Ether channel is a valid solution , but if we change the scenario as the picture here in enclose, SPT  is the solution?

 

Thanks in advance

Regards

 

Hello agian,

In the new topology is there a path between SW1_site and SW2_site? If there isn't then your STP topology will not have any blocked ports.

If the two Site switches are connected with a VLAN being available on all devices, then depending on the location the Root Bridge you could have a sub-optimal STP topology. Assuming the router is the Root Bridge and all other link costs are equal then the path between SW1_Site and SW2_Site would be blocked. This would be OK and would allow both L2 links to be used.

 

However, if a device on SW1_Site needed to communciate with a device on SW2_Site it would need to go via the router and potential incur soe latency and bandwidth restrictions.

 

You ideal topology would be to have a Layer3 device at the site location, with a etherchannel to the Router. The routing for site VLANs would be done on the Layer3 device.

 

cheers,

Seb.

Hello Seb,

thanks again.

So at the end i decided to use a 6500 in the site (I have it available) as your suggestion.

In the final picture can i configure a ether-channel on 6500 ? to have automatically backup once one link will be down?

Thanks in advance

Regards

Z

Yes, if you cannot create an etherchannel between the 6500 and the router, then the topology you have drawn will work with the router as the Root Bridge.

 

cheers,

Seb.

Thank you Seb.

No problem.

Don't forget to mark this post as solved.

 

cheers,

Seb.

Hello Seb,

yes i didn't try it until now but i will do when finished.

 

Thankjs a lot

Hello Seb ,

 

hope this message finds you well.

Finally we know final the scenaro , it is in the diagram here in enclose.

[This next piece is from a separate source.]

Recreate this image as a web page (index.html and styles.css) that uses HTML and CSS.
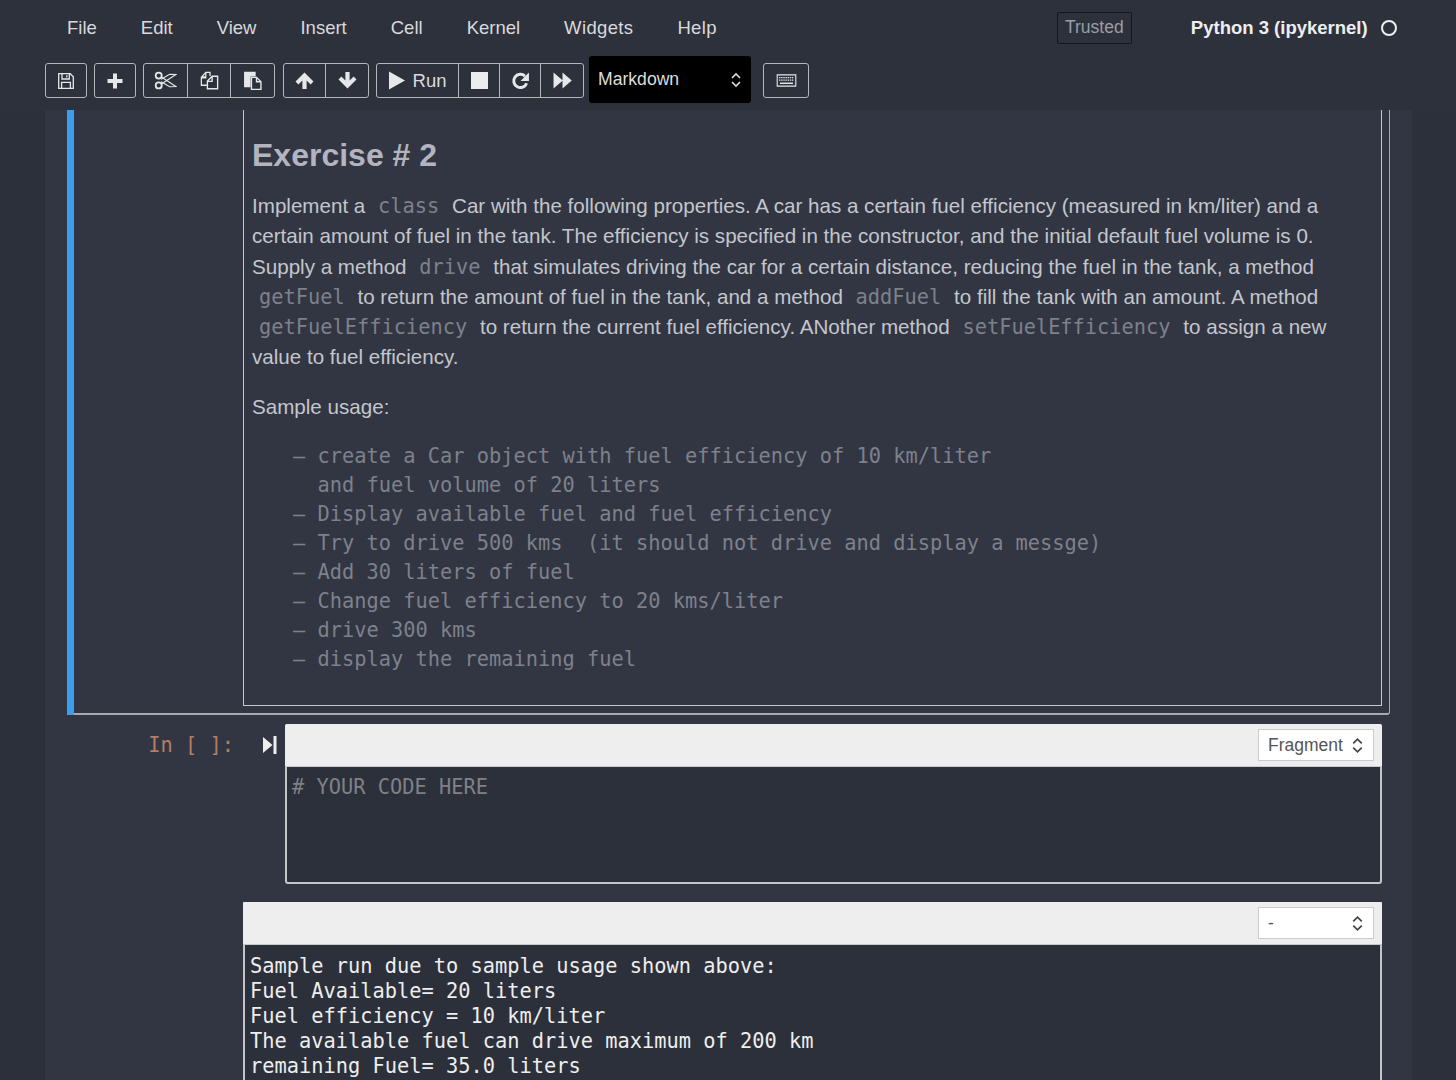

My idea is etherchannel or VPC , do you agree?

 

Thanks

Regards

 

 

.

Hello again,

I still think you should have a link between SiteA sw1 and sw2, especially if you are doing the routing for SiteA VLANs on those switches.

 

In your current topology a host on VLAN-1 connected to sw1 would need to go via sw3 to reach a host on VLAN-1 connected to sw2. This is not optimal.

 

Assuming that all the routing is done on sw3, in the event on sw3 failing, hosts on sw1 and sw2 will not be able to communicate.

 

In my view add a link between sw1 and sw2. All SiteB VLANs should be routed on sw1 and sw2, use HSRP between them. Make the STP root-bridge for any VLAN on the same switch that routes that VLAN. Use RPVST.

 

...but to answer your immediate question, yes an Etherchanel would be ideal for the cross site links. A vPC if Sw3 supports it.

 

Cheers,

Seb.

Hello Seb,

 

thanks for your reply, the sw3 i think doesn't support vPC , so etherchannel is the last solution available.

do you agere if i configure?:

 

portchannel 1 on sw1, interfaces g0/15 will be associated to this PO1

portchannel 1 on sw2  interfaces g0/16 will be associated to this PO1

portchannel 2 on sw3 inrtfaces g0/10 and interfaces g0/11 will be associated to PO2

 

Thanks

 

Your diagram doesn't include any switchport IDs, so I can't confirm what you are saying.

 

But...regarding sw1 and sw2, although there is nothing wrong in bundling single links into a port-channel, you gain nothing by it. You need at least two links bundled into a port-channel.

 

It also sounds like you are combining the incoming links into the same port-channel on sw3. This will not work as sw1 and sw2 are not part of the same virtual chassis, they are separate devices.

 

cheers,

Seb.

Hello Seb,

 

waht is the real solution to avoid loops?

VPC : sw3 is not nexus so does' support it

PO:  Sw1 and sw2 are not stacked

Thanks in advance

BTW, when using a 6500, if you desire to define an Etherchannel using different cards, and using QoS, if the cards have different QoS architectures, you need to add a command to allow them to bond. You also need to insure the ports are running at the same "speed", even if using the same card.